Blanchette notes however that cloud computing “creates different forms of control and different forms of risk.” He says that his co-editor and contributors aim to look at this change in environment and at ways to intervene and improve use and reliability of the Cloud at the policy level. Blanchette says that this can be a challenge, due to the fact that data centers are out of sight, literally appearing to be off somewhere in the clouds.

“That’s an important change, a new layer of invisibility that cloud computing entails,” he says. “We don’t have a sense of where the Cloud actually is located. In the past, we couldn’t necessarily see our data, but at least we knew that it was on our desktop. If we took the hard drive away, we knew it was there. Now, we have no idea. But it is somewhere… in some physical location.”

Blanchette underscores both individual and societal dependence on the Cloud, and says that there are trade-offs to outsourcing user’s previous personal responsibility and control over computational resources, and that while on some levels, cloud computing is more efficient and economical, there are also new kinds of risks.

“Now, there are new and different ways to [attacking] data centers – you can have access to the information of a gazillion people,” says Blanchette. It’s. creating new vulnerabilities, new risks.

“One of the risks is simply reliability. When the data center fails or the internet goes down, it’s like when airports don’t function or when there’s an accident on the 405 – the effects are just massive, and these will go on increasing.”

One reason for the vulnerability of cloud computing is the complexity of the technical and social systems that are interconnected.

“The complexity of the system is so enormous, it’s made up of so many different parts that the ability to produce a system that wouldn’t have any failures is highly unlikely,” Blanchette says.

Another consequence of the shift to the Cloud is at the level of control over computational resources of data, software, and hardware.

“There’s a difference between having software in your computer and using software in the Cloud, says Blanchette. “For example, if you’re using Gmail, you don’t decide the features of Gmail – Google decides. So it’s changed the locus of control over how software operates from something that you buy, install, and decide what to do with it to something over which we have little or no control.”

In his introduction to the book, Blanchette underscores that the Cloud is actually a new variation on an old system.

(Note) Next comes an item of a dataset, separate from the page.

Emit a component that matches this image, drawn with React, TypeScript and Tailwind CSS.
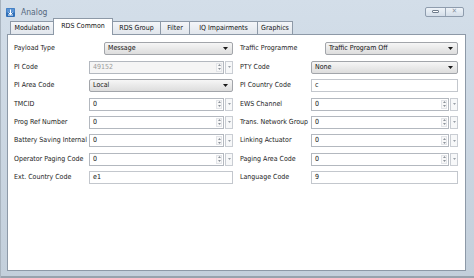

“This is the way it was before we all had personal computers,” he says. “Most institutions had centralized computers called mainframes. So it’s actually a throwback to an era before the 1980s, before the idea of personal computing was born and you could [inexpensively] buy what only an institution could previously afford. We’re going back to that system, but of course, there are now vastly more computers and they are vastly more connected than they were back then.”

While privacy and security remain among the risks in cloud computing, Blanchette says that the physicality of what appears to be ethereal data also raises a question of governance and boundaries.

“Another dimension of cloud computing is the location of the data,” he says. “If you’re dealing with the federal government or municipal government, the information must physically be within county or national lines; this becomes important. And many times, cloud providers will not guarantee that the data will stay within the country, because they are mostly concerned with efficiency in ways that don’t necessarily follow geographical boundaries.

“It’s like buying an airline ticket from Delta but finding that the flight is actually subcontracted to a regional provider, which itself may be subcontracted to yet another lower level provider,” says Blanchette. In the Cloud, it is easy for services to be subcontracted down the line using the cloud’s multilayered infrastructure. It would be difficult to find out physically in what data center you information is being held, over what specific wires it circulated.”

Blanchette says that the issue of the physicality of cloud computing also raises issues of sustainability.

“Computing has become more opaque in a way, but ‘digital’ information is physical – it’s stored somewhere, and it consumes power,” he notes. “Every time you post a status update on Facebook, you’re consuming power somewhere. Data centers are today estimated to consume upwards of three percent of the world’s energy. This is a major concern from Facebook, Google, and Amazon, to move towards so-called green computing.”

Blanchette notes that finding green computing solutions creates choices similar to other forms of energy consumption.

“There’s a tradeoff between how fast a system can be and how much energy it will consume, so it depends on how long you’re willing to wait [for data],” he says. “It’s just like your car – if you want to go faster, you’ll consume more petrol.”

Blanchette also notes that the shift towards greener computing is an important one in terms of our perception of the Cloud.

“We’ve always thought of computing as something in the ether,” he says. “Now, these new data centers burn coal or are solar powered, but they consume energy in some fashion or another. So that’s an interesting dimension that is expected to become more of a concern as more and more services are moving over to the Cloud.”